* Start *

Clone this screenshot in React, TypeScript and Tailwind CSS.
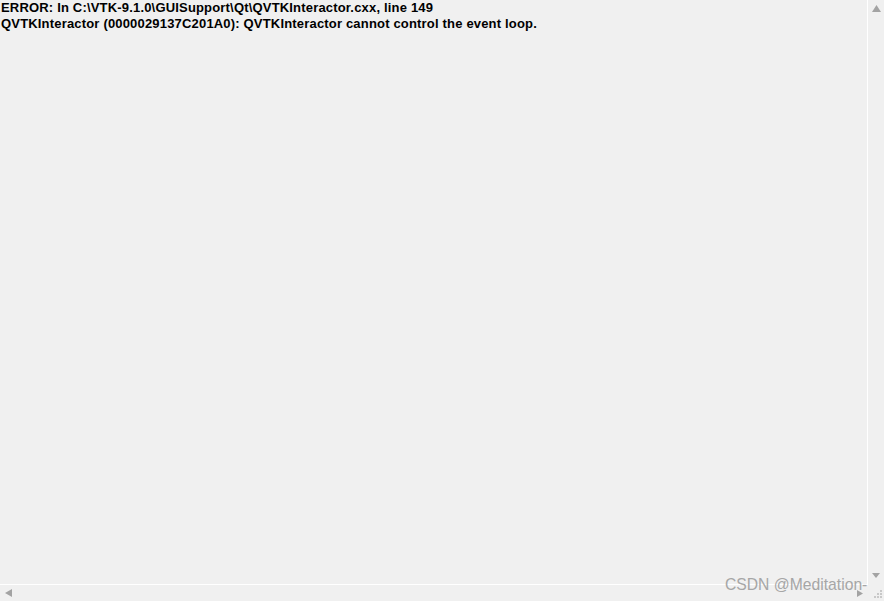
import React from "react";

export default function App() {
  return (
    <div className="relative w-[884px] h-[601px] bg-[#f0f0f0] overflow-hidden flex flex-col">
      <div className="flex flex-1 min-h-0">
        <div className="flex-1 border-r border-white pl-[1px]">
          <div
            className="text-[13px] leading-[16px] font-bold tracking-[0.18px] text-black whitespace-pre"
            style={{ fontFamily: '"Liberation Sans", Arial, sans-serif' }}
          >
            <div>ERROR: In C:\VTK-9.1.0\GUISupport\Qt\QVTKInteractor.cxx, line 149</div>
            <div>QVTKInteractor (0000029137C201A0): QVTKInteractor cannot control the event loop.</div>
          </div>
        </div>
        <div className="w-[16px] flex flex-col items-center justify-between pt-[5px] pb-[6px]">
          <svg width="9" height="7" viewBox="0 0 9 7">
            <polygon points="4.5,0 9,7 0,7" fill="#a3a3a3" />
          </svg>
          <svg width="8" height="5" viewBox="0 0 8 5">
            <polygon points="0,0 8,0 4,5" fill="#a3a3a3" />
          </svg>
        </div>
      </div>
      <div className="h-[17px] flex">
        <div className="w-[868px] border-t border-white flex items-center justify-between pl-[5px] pr-[5px]">
          <svg width="7" height="8" viewBox="0 0 7 8">
            <polygon points="7,0 7,8 0,4" fill="#a3a3a3" />
          </svg>
          <svg width="6" height="7" viewBox="0 0 6 7">
            <polygon points="0,0 6,3.5 0,7" fill="#a3a3a3" />
          </svg>
        </div>
        <div className="flex-1 flex items-end justify-end pr-[2px] pb-[1px]">
          <svg width="10" height="10" viewBox="0 0 10 10">
            <rect x="8" y="0" width="2" height="2" fill="#c8c8c8" />
            <rect x="5" y="3" width="2" height="2" fill="#c8c8c8" />
            <rect x="8" y="3" width="2" height="2" fill="#c8c8c8" />
            <rect x="2" y="6" width="2" height="2" fill="#c8c8c8" />
            <rect x="5" y="6" width="2" height="2" fill="#c8c8c8" />
            <rect x="8" y="6" width="2" height="2" fill="#c8c8c8" />
          </svg>
        </div>
      </div>
      <div
        className="absolute left-[725px] top-[576px] text-[15.7px] leading-[18px] text-[#a6a6a6] whitespace-pre"
        style={{ fontFamily: '"Liberation Sans", Arial, sans-serif' }}
      >
        CSDN @Meditation-
      </div>
    </div>
  );
}
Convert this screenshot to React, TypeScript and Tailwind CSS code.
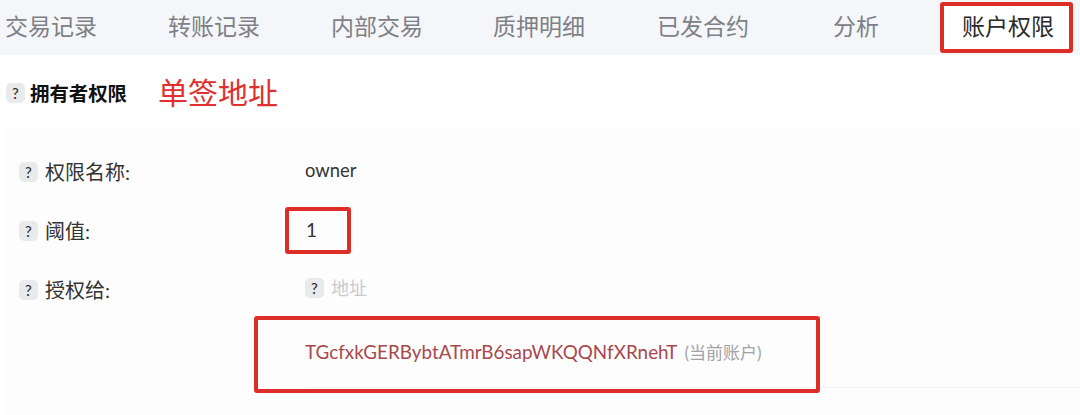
const tabs = [
  { label: '交易记录', className: 'ml-[5px]' },
  { label: '转账记录', className: 'ml-[71px]' },
  { label: '内部交易', className: 'ml-[71px]' },
  { label: '质押明细', className: 'ml-[70px]' },
  { label: '已发合约', className: 'ml-[72px]' },
  { label: '分析', className: 'ml-[84px]' },
];

function Help({ className = '' }: { className?: string }) {
  return (
    <span className={`flex h-[20px] w-[19px] shrink-0 items-center justify-center rounded-[5px] bg-[#e9eaec] text-[15px] font-medium leading-none text-[#333] ${className}`}>
      ?
    </span>
  );
}

function Row({ label, children, className = '' }: { label: string; children: React.ReactNode; className?: string }) {
  return (
    <div className={`flex items-center ${className}`}>
      <div className="flex w-[286px] items-center gap-[7px] text-[20px] leading-none text-[#333]">
        <Help />
        {label}
      </div>
      {children}
    </div>
  );
}

export default function App() {
  return (
    <div className="flex h-[415px] w-[1080px] flex-col overflow-hidden bg-white font-['Lato','Noto_Sans_CJK_SC',sans-serif]">
      {/* Tabs */}
      <div className="flex h-[55px] shrink-0 items-center bg-[#f5f6fa] text-[23px] leading-none text-[#7d8085]">
        {tabs.map(tab => (
          <span key={tab.label} className={`${tab.className} pb-[3px]`}>{tab.label}</span>
        ))}
        <span className="ml-[61px] mt-[2px] flex h-[51px] w-[133px] items-center justify-center self-start rounded-[3px] border-[4px] border-[#dc2e26] bg-white pb-[3px] pl-[3px] text-[#2b2b2b]">
          账户权限
        </span>
      </div>

      {/* Owner heading */}
      <div className="flex h-[72px] shrink-0 items-center pl-[6px] pt-[4px]">
        <Help />
        <span className="ml-[5px] mt-[1px] text-[19.4px] font-bold leading-none text-[#111]">拥有者权限</span>
        <span className="ml-[31px] mb-[3px] text-[30px] leading-none text-[#e0312f]">单签地址</span>
      </div>

      {/* Permission panel */}
      <div className="ml-[5px] flex-1 bg-[#fdfdfe] pl-[14px]">
        <Row label="权限名称:" className="mt-[35px] h-[20px]">
          <span className="mb-[4px] text-[18.4px] leading-none text-[#333]">owner</span>
        </Row>
        <Row label="阈值:" className="mt-[39px] h-[20px]">
          <span className="relative mb-[4px] ml-[1px] text-[19px] leading-none text-[#333]">
            1
            <span className="absolute left-[-21px] top-[-13px] h-[47px] w-[66px] rounded-[3px] border-[4px] border-[#dc2e26]" />
          </span>
        </Row>
        <Row label="授权给:" className="mt-[39px] h-[20px]">
          <div className="mb-[4px] flex items-center gap-[7px] text-[18px] leading-none text-[#c9cacc]">
            <Help />
            地址
          </div>
        </Row>
        <div className="relative ml-[286px] mt-[27px] flex h-[61px] items-center border-b border-[#f0f1f3] pb-[10px] text-[18.85px] leading-none">
          <span className="text-[#a8484c]">TGcfxkGERBybtATmrB6sapWKQQNfXRnehT</span>
          <span className="ml-[7px] text-[17px] text-[#a0a2a6]">(当前账户)</span>
          <span className="absolute left-[-51px] top-[-11px] h-[77px] w-[566px] rounded-[3px] border-[4px] border-[#dc2e26]" />
        </div>
      </div>
    </div>
  );
}
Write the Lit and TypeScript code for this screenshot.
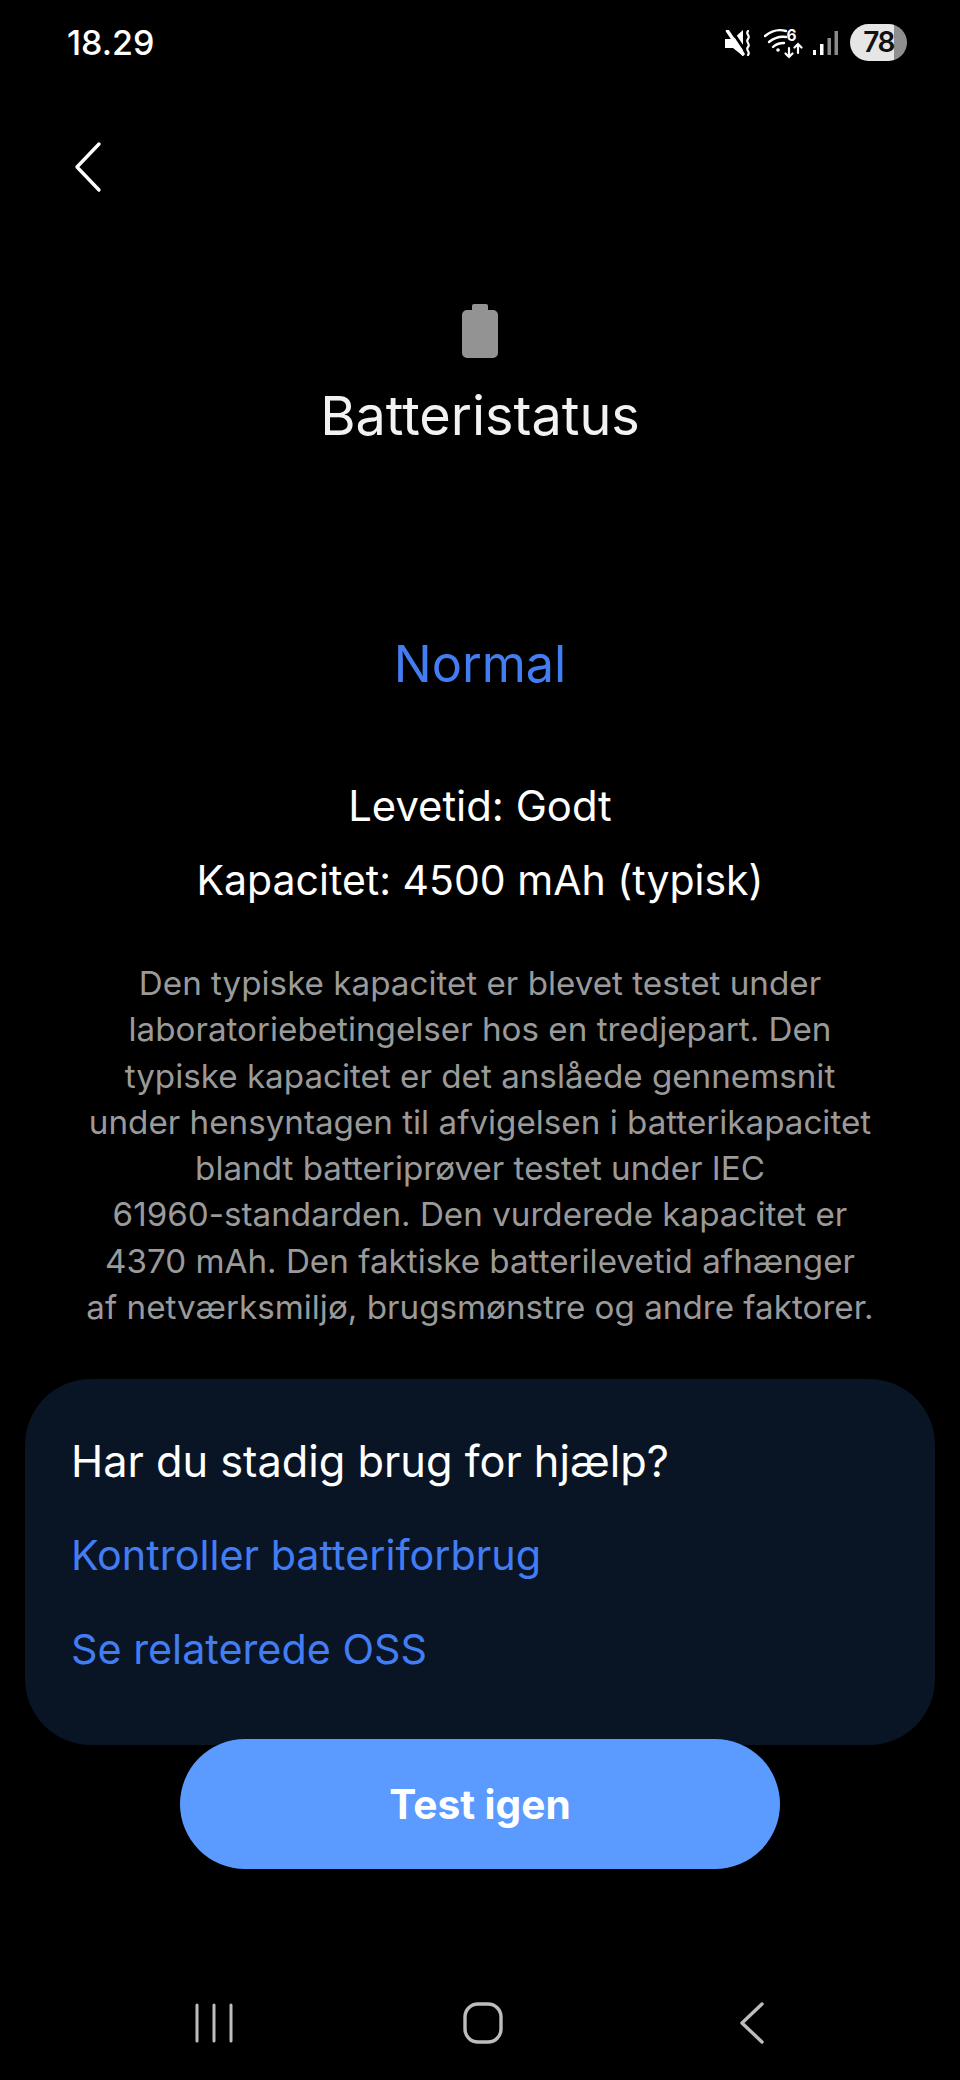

* End *

TASK INSTRUCTIONS
Without the pictures, return the listing above from its first line through the line that has "import React from".

TASK OUTPUT
Clone this screenshot in React, TypeScript and Tailwind CSS.
import React from "react";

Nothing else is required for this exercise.